_Set task_: For this exercise, repeat all of the material verbatim apart from its images.

_Available records_:
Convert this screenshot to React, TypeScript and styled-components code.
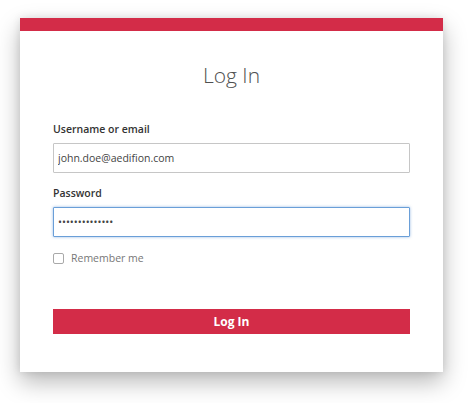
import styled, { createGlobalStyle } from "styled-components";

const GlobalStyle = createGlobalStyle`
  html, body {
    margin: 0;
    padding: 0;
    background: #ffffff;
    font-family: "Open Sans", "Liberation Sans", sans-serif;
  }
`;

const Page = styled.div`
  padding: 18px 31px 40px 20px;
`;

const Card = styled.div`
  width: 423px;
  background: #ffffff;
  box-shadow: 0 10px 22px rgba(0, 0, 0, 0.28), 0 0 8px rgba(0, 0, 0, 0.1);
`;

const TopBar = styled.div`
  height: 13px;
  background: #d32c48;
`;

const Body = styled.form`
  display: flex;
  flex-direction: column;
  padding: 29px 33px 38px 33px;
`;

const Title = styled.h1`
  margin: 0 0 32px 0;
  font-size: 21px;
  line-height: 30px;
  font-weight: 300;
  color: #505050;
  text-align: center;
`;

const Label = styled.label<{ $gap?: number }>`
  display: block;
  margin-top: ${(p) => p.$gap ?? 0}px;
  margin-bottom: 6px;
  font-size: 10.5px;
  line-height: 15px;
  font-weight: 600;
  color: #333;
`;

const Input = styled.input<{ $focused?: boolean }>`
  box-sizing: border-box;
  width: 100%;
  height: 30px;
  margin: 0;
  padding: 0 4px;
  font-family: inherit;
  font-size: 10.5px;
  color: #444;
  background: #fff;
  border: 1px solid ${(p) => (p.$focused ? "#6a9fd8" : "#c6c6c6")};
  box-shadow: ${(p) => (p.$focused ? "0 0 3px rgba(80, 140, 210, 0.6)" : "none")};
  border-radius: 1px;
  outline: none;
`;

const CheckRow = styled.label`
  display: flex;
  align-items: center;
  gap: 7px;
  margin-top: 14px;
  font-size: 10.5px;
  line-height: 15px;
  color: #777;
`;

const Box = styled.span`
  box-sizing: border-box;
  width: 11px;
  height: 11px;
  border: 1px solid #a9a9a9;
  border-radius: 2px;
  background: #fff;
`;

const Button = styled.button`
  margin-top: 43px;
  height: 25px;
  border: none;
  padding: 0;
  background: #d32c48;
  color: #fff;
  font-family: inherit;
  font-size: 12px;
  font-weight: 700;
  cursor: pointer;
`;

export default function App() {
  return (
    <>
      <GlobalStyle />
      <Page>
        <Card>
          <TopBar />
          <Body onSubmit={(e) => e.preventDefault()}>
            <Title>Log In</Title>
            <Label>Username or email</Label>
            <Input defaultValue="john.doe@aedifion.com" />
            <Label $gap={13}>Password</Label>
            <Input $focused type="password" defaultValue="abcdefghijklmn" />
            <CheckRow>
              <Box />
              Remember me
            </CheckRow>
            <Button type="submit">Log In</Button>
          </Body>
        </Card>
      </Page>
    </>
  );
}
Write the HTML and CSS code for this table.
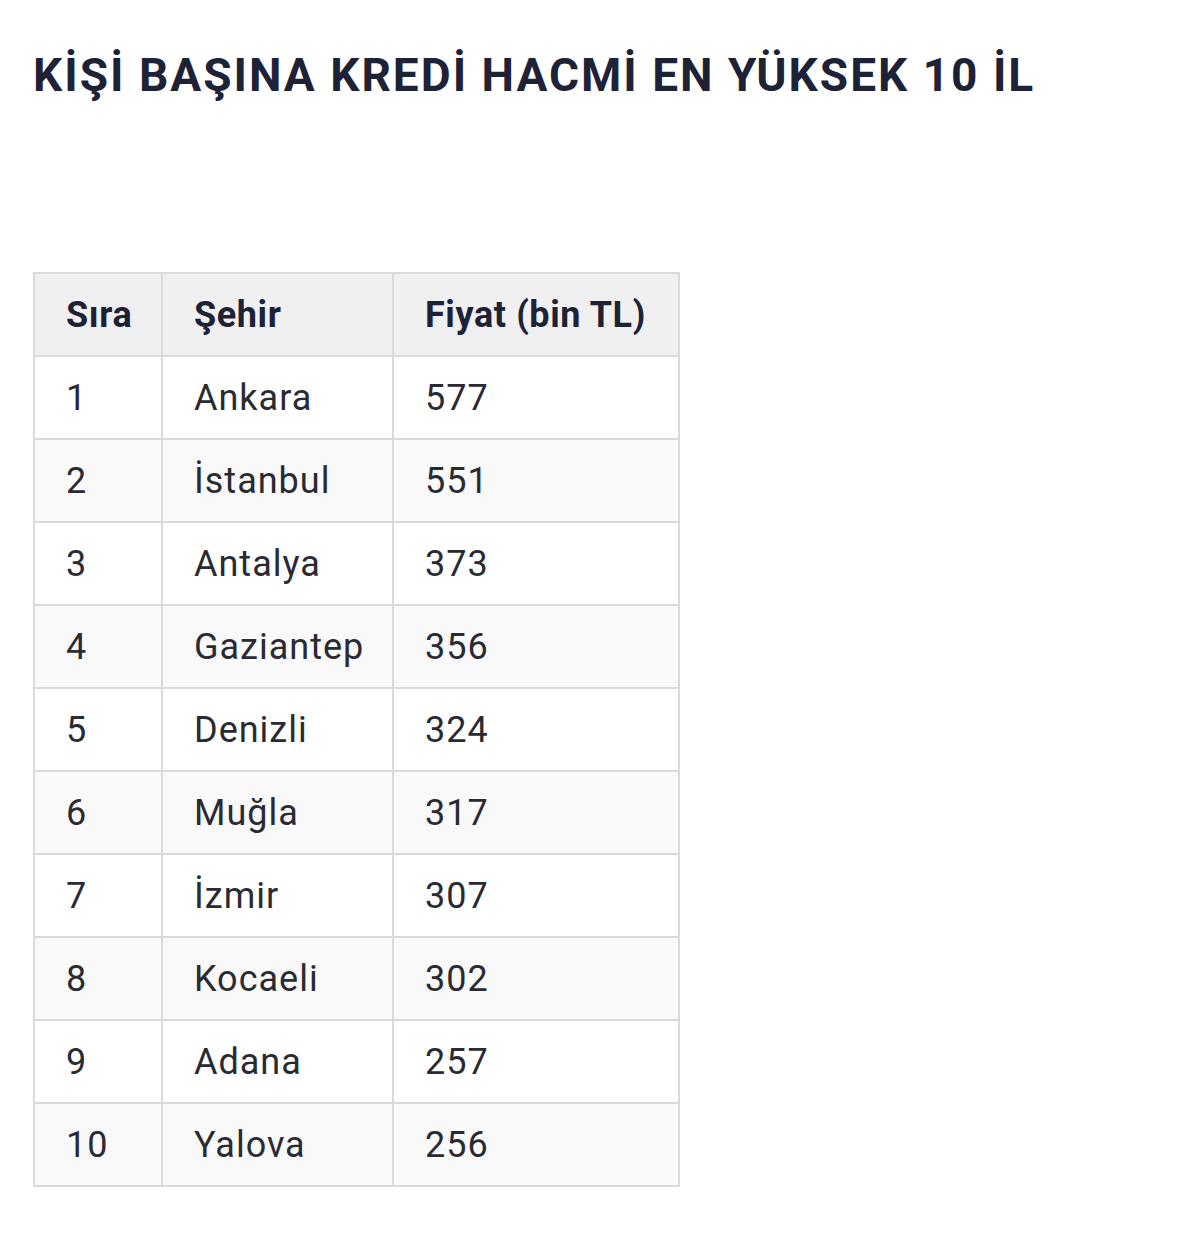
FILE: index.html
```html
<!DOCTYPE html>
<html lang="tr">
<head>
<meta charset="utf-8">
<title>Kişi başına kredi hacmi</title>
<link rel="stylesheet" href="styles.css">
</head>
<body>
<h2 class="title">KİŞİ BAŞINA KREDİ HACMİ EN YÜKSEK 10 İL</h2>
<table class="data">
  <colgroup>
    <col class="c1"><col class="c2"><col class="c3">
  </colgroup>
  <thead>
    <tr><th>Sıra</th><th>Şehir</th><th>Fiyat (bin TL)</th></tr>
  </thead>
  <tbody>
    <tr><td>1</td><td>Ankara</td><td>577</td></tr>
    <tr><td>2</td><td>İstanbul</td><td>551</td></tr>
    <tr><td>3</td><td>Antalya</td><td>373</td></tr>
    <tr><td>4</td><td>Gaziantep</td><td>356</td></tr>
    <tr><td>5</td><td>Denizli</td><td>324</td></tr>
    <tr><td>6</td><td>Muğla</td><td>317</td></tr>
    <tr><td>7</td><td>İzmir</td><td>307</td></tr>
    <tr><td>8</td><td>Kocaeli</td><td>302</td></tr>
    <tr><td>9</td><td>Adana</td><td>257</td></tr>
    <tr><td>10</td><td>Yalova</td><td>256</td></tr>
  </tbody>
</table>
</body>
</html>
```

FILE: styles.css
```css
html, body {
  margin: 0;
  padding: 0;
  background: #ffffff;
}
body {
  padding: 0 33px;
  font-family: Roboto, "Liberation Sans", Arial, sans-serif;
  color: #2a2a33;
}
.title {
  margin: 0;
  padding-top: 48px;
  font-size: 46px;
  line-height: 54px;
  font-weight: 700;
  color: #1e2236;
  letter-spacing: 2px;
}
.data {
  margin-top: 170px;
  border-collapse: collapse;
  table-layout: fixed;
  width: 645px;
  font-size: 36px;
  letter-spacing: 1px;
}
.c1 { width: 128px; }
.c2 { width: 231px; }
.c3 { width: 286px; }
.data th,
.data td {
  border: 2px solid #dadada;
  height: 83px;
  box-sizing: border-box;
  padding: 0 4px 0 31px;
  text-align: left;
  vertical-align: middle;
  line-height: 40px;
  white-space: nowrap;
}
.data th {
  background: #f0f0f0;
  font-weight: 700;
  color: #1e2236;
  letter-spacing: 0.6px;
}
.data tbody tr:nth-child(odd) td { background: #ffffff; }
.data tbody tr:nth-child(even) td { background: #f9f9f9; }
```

_Result_:
Convert this screenshot to React, TypeScript and styled-components code.
import styled, { createGlobalStyle } from "styled-components";

const GlobalStyle = createGlobalStyle`
  html, body {
    margin: 0;
    padding: 0;
    background: #ffffff;
    font-family: "Open Sans", "Liberation Sans", sans-serif;
  }
`;

const Page = styled.div`
  padding: 18px 31px 40px 20px;
`;

const Card = styled.div`
  width: 423px;
  background: #ffffff;
  box-shadow: 0 10px 22px rgba(0, 0, 0, 0.28), 0 0 8px rgba(0, 0, 0, 0.1);
`;

const TopBar = styled.div`
  height: 13px;
  background: #d32c48;
`;

const Body = styled.form`
  display: flex;
  flex-direction: column;
  padding: 29px 33px 38px 33px;
`;

const Title = styled.h1`
  margin: 0 0 32px 0;
  font-size: 21px;
  line-height: 30px;
  font-weight: 300;
  color: #505050;
  text-align: center;
`;

const Label = styled.label<{ $gap?: number }>`
  display: block;
  margin-top: ${(p) => p.$gap ?? 0}px;
  margin-bottom: 6px;
  font-size: 10.5px;
  line-height: 15px;
  font-weight: 600;
  color: #333;
`;

const Input = styled.input<{ $focused?: boolean }>`
  box-sizing: border-box;
  width: 100%;
  height: 30px;
  margin: 0;
  padding: 0 4px;
  font-family: inherit;
  font-size: 10.5px;
  color: #444;
  background: #fff;
  border: 1px solid ${(p) => (p.$focused ? "#6a9fd8" : "#c6c6c6")};
  box-shadow: ${(p) => (p.$focused ? "0 0 3px rgba(80, 140, 210, 0.6)" : "none")};
  border-radius: 1px;
  outline: none;
`;

const CheckRow = styled.label`
  display: flex;
  align-items: center;
  gap: 7px;
  margin-top: 14px;
  font-size: 10.5px;
  line-height: 15px;
  color: #777;
`;

const Box = styled.span`
  box-sizing: border-box;
  width: 11px;
  height: 11px;
  border: 1px solid #a9a9a9;
  border-radius: 2px;
  background: #fff;
`;

const Button = styled.button`
  margin-top: 43px;
  height: 25px;
  border: none;
  padding: 0;
  background: #d32c48;
  color: #fff;
  font-family: inherit;
  font-size: 12px;
  font-weight: 700;
  cursor: pointer;
`;

export default function App() {
  return (
    <>
      <GlobalStyle />
      <Page>
        <Card>
          <TopBar />
          <Body onSubmit={(e) => e.preventDefault()}>
            <Title>Log In</Title>
            <Label>Username or email</Label>
            <Input defaultValue="john.doe@aedifion.com" />
            <Label $gap={13}>Password</Label>
            <Input $focused type="password" defaultValue="abcdefghijklmn" />
            <CheckRow>
              <Box />
              Remember me
            </CheckRow>
            <Button type="submit">Log In</Button>
          </Body>
        </Card>
      </Page>
    </>
  );
}
Write the HTML and CSS code for this table.
FILE: index.html
```html
<!DOCTYPE html>
<html lang="tr">
<head>
<meta charset="utf-8">
<title>Kişi başına kredi hacmi</title>
<link rel="stylesheet" href="styles.css">
</head>
<body>
<h2 class="title">KİŞİ BAŞINA KREDİ HACMİ EN YÜKSEK 10 İL</h2>
<table class="data">
  <colgroup>
    <col class="c1"><col class="c2"><col class="c3">
  </colgroup>
  <thead>
    <tr><th>Sıra</th><th>Şehir</th><th>Fiyat (bin TL)</th></tr>
  </thead>
  <tbody>
    <tr><td>1</td><td>Ankara</td><td>577</td></tr>
    <tr><td>2</td><td>İstanbul</td><td>551</td></tr>
    <tr><td>3</td><td>Antalya</td><td>373</td></tr>
    <tr><td>4</td><td>Gaziantep</td><td>356</td></tr>
    <tr><td>5</td><td>Denizli</td><td>324</td></tr>
    <tr><td>6</td><td>Muğla</td><td>317</td></tr>
    <tr><td>7</td><td>İzmir</td><td>307</td></tr>
    <tr><td>8</td><td>Kocaeli</td><td>302</td></tr>
    <tr><td>9</td><td>Adana</td><td>257</td></tr>
    <tr><td>10</td><td>Yalova</td><td>256</td></tr>
  </tbody>
</table>
</body>
</html>
```

FILE: styles.css
```css
html, body {
  margin: 0;
  padding: 0;
  background: #ffffff;
}
body {
  padding: 0 33px;
  font-family: Roboto, "Liberation Sans", Arial, sans-serif;
  color: #2a2a33;
}
.title {
  margin: 0;
  padding-top: 48px;
  font-size: 46px;
  line-height: 54px;
  font-weight: 700;
  color: #1e2236;
  letter-spacing: 2px;
}
.data {
  margin-top: 170px;
  border-collapse: collapse;
  table-layout: fixed;
  width: 645px;
  font-size: 36px;
  letter-spacing: 1px;
}
.c1 { width: 128px; }
.c2 { width: 231px; }
.c3 { width: 286px; }
.data th,
.data td {
  border: 2px solid #dadada;
  height: 83px;
  box-sizing: border-box;
  padding: 0 4px 0 31px;
  text-align: left;
  vertical-align: middle;
  line-height: 40px;
  white-space: nowrap;
}
.data th {
  background: #f0f0f0;
  font-weight: 700;
  color: #1e2236;
  letter-spacing: 0.6px;
}
.data tbody tr:nth-child(odd) td { background: #ffffff; }
.data tbody tr:nth-child(even) td { background: #f9f9f9; }
```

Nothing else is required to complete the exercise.